STATED EXERCISE:
Copy every line in the records below that contains the word "screenshot".

TASK DATA:
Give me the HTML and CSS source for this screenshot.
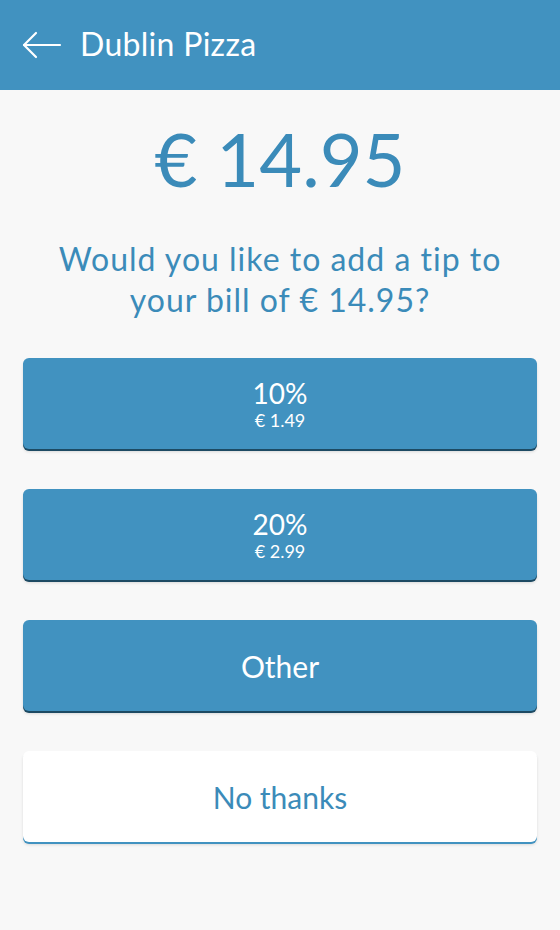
FILE: index.html
```html
<!DOCTYPE html>
<html lang="en">
<head>
    <meta charset="UTF-8">
    <meta name="viewport" content="width=device-width, initial-scale=1.0">
    <title>Dublin Pizza - Add a tip</title>
    <link rel="stylesheet" href="styles.css">
</head>
<body>
    <header class="top-bar">
        <a class="back-link" href="#" aria-label="Back">
            <svg width="40" height="30" viewBox="0 0 40 30" fill="none" stroke="#fff" stroke-width="2.2" stroke-linecap="round" stroke-linejoin="round">
                <path d="M2 15 H38"/>
                <path d="M14 3 L2 15 L14 27"/>
            </svg>
        </a>
        <span class="top-title">Dublin Pizza</span>
    </header>

    <main class="tip-page">
        <div class="bill-total">€ 14.95</div>
        <p class="tip-question">Would you like to add a tip to your bill of € 14.95?</p>

        <div class="tip-options">
            <button class="tip-button">
                <span class="tip-percent">10%</span>
                <span class="tip-amount">€ 1.49</span>
            </button>
            <button class="tip-button">
                <span class="tip-percent">20%</span>
                <span class="tip-amount">€ 2.99</span>
            </button>
            <button class="tip-button">
                <span class="tip-label">Other</span>
            </button>
            <button class="tip-button no-tip">
                <span class="tip-label">No thanks</span>
            </button>
        </div>
    </main>
</body>
</html>
```

FILE: styles.css
```css
body {
    font-family: Lato, "Open Sans", sans-serif;
    margin: 0;
    padding: 0;
    background-color: #f8f8f8;
}

.top-bar {
    display: flex;
    align-items: center;
    height: 90px;
    padding: 0 22px 3px;
    background-color: #4192c0;
    color: #fff;
    box-sizing: border-box;
}

.back-link {
    display: flex;
    margin-right: 18px;
    margin-top: 2px;
}

.top-title {
    font-size: 32px;
    letter-spacing: 0.3px;
}

.tip-page {
    padding: 32px 23px 40px;
}

.bill-total {
    text-align: center;
    color: #3b8bb9;
    font-size: 74px;
    line-height: 1;
}

.tip-question {
    max-width: 460px;
    margin: 42px auto 38px;
    text-align: center;
    color: #3b8bb9;
    font-size: 32px;
    line-height: 41px;
    letter-spacing: 1px;
}

.tip-options {
    display: flex;
    flex-direction: column;
    gap: 40px;
}

.tip-button {
    display: flex;
    flex-direction: column;
    align-items: center;
    justify-content: center;
    height: 91px;
    width: 100%;
    border: none;
    border-radius: 6px;
    background-color: #4192c0;
    color: #fff;
    font-family: inherit;
    box-shadow: 0 2px 0 #1d4a63, 0 3px 3px rgba(0, 0, 0, 0.12);
    cursor: pointer;
}

.tip-percent {
    font-size: 28px;
    line-height: 32px;
}

.tip-amount {
    font-size: 18px;
    line-height: 22px;
}

.tip-label {
    font-size: 30px;
}

.no-tip {
    background-color: #fff;
    color: #3b8bb9;
    box-shadow: 0 2px 0 #4192c0, 0 3px 3px rgba(0, 0, 0, 0.12);
}
```
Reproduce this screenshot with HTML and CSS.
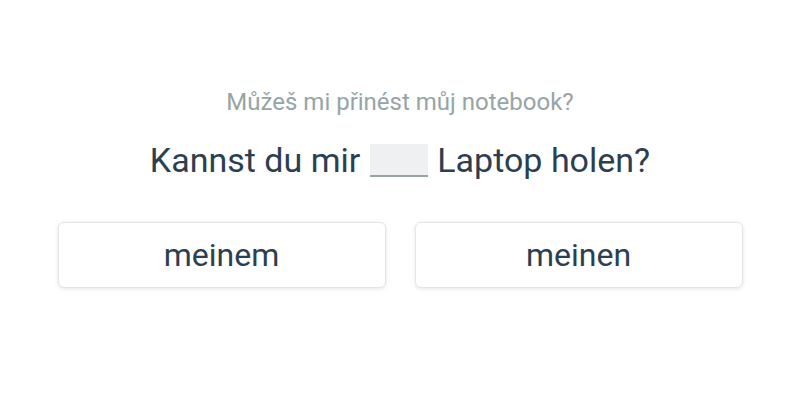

OUTPUT OF THE EXERCISE:
Give me the HTML and CSS source for this screenshot.
Reproduce this screenshot with HTML and CSS.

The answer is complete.